Do this » Sort through the data and copy the lines holding the word "React".
────────
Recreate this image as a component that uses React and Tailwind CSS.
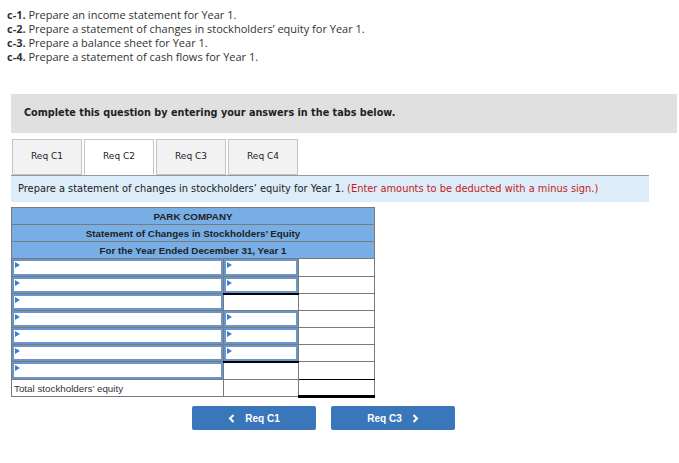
import React from "react";

/* ---------- Helpers ---------- */
const Marker = () => (
  <span className="absolute left-[1px] top-[1px] w-0 h-0 border-t-[3px] border-b-[3px] border-l-[5px] border-t-transparent border-b-transparent border-l-[#3f7fc8]" />
);

const InputCell = () => (
  <div className="relative h-full w-full border-2 border-[#6a94cc] bg-white">
    <Marker />
  </div>
);

const steps = [
  ["c-1.", "Prepare an income statement for Year 1."],
  ["c-2.", "Prepare a statement of changes in stockholders’ equity for Year 1."],
  ["c-3.", "Prepare a balance sheet for Year 1."],
  ["c-4.", "Prepare a statement of cash flows for Year 1."],
];

// [col1 input, col2 input, col2 underline, col3 underline, tall row]
const rows = [
  [true, true, false, false, true],
  [true, true, true, false, false],
  [true, false, false, false, false],
  [true, true, false, false, false],
  [true, true, false, false, false],
  [true, true, true, false, false],
  [true, false, false, true, true],
];

const Tab = ({ label, active }) => (
  <div
    className={`w-[70px] h-[36px] flex items-center justify-center border border-[#c4c4c4] text-[9px] text-[#222] ${
      active ? "bg-white border-b-white -mb-px relative z-10" : "bg-[#f2f2f2]"
    }`}
  >
    {label}
  </div>
);

export default function App() {
  return (
    <div className="w-[679px] h-[463px] bg-white overflow-hidden">
      {/* Task list */}
      <div
        className="pl-[7px] pt-[8px] text-[11px] leading-[14px] text-[#333]"
        style={{ fontFamily: "'Open Sans', Lato, sans-serif" }}
      >
        {steps.map(([k, t]) => (
          <div key={k}>
            <span className="font-bold">{k}</span> {t}
          </div>
        ))}
      </div>

      <div className="pl-[11px] pt-[30px]" style={{ fontFamily: "'DejaVu Sans', Verdana, sans-serif" }}>
        <div className="w-[666px] h-[39px] bg-[#e0e0e0] flex items-center pl-[13px] text-[9.7px] font-bold text-[#222]">
          Complete this question by entering your answers in the tabs below.
        </div>

        {/* Tabs */}
        <div className="mt-[6px] w-[638px] flex gap-[2px] pl-px border-b border-[#9a9a9a]">
          <Tab label="Req C1" />
          <Tab label="Req C2" active />
          <Tab label="Req C3" />
          <Tab label="Req C4" />
        </div>

        <div className="w-[638px] h-[26px] bg-[#dcecf9] flex items-center pl-[7px] text-[9.85px] text-[#222]">
          Prepare a statement of changes in stockholders’ equity for Year 1.
          <span className="text-[#c41a1a] ml-[3px]">(Enter amounts to be deducted with a minus sign.)</span>
        </div>

        {/* Statement */}
        <table
          className="mt-[5px] w-[363px] border-collapse table-fixed text-[9.8px] text-[#222]"
          style={{ fontFamily: "'Liberation Sans', Arial, sans-serif" }}
        >
          <colgroup>
            <col className="w-[212px]" />
            <col className="w-[75px]" />
            <col className="w-[76px]" />
          </colgroup>
          <tbody>
            {["PARK COMPANY", "Statement of Changes in Stockholders’ Equity", "For the Year Ended December 31, Year 1"].map(
              (h) => (
                <tr key={h} className="h-[17px]">
                  <td colSpan={3} className="bg-[#78aee6] border border-[#7a7a7a] text-center font-bold p-0 leading-[15px]">
                    {h}
                  </td>
                </tr>
              )
            )}
            {rows.map(([a, b, line, l3, tall], i) => {
              const h = tall ? "h-[18px]" : "h-[17px]";
              return (
                <tr key={i}>
                  <td className={`border border-[#7a7a7a] p-0 ${h}`}>{a && <InputCell />}</td>
                  <td className={`border border-[#7a7a7a] p-0 ${h} ${line ? "border-b-black border-b-2" : ""}`}>
                    {b && <InputCell />}
                  </td>
                  <td className={`border border-[#7a7a7a] p-0 ${h} ${l3 ? "border-b-black" : ""}`} />
                </tr>
              );
            })}
            <tr className="h-[17px]">
              <td className="border border-[#7a7a7a] px-[2px] py-0 text-[#333] font-normal leading-[15px]">
                Total stockholders’ equity
              </td>
              <td className="border border-[#7a7a7a] p-0" />
              <td className="border border-[#7a7a7a] border-b-[3px] border-b-black p-0" />
            </tr>
          </tbody>
        </table>

        {/* Nav buttons */}
        <div className="mt-[8px] ml-[181px] flex gap-[15px]" style={{ fontFamily: "'Liberation Sans', Arial, sans-serif" }}>
          <button className="w-[124px] h-[24px] rounded-[2px] bg-[#3a76ba] text-white text-[10px] font-bold flex items-center justify-center gap-[10px]">
            <svg width="7" height="9" viewBox="0 0 7 9">
              <path d="M5.5 1 L2 4.5 L5.5 8" fill="none" stroke="white" strokeWidth="2" />
            </svg>
            Req C1
          </button>
          <button className="w-[124px] h-[24px] rounded-[2px] bg-[#3a76ba] text-white text-[10px] font-bold flex items-center justify-center gap-[10px]">
            Req C3
            <svg width="7" height="9" viewBox="0 0 7 9">
              <path d="M1.5 1 L5 4.5 L1.5 8" fill="none" stroke="white" strokeWidth="2" />
            </svg>
          </button>
        </div>
      </div>
    </div>
  );
}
────────
Task output »
Recreate this image as a component that uses React and Tailwind CSS.
import React from "react";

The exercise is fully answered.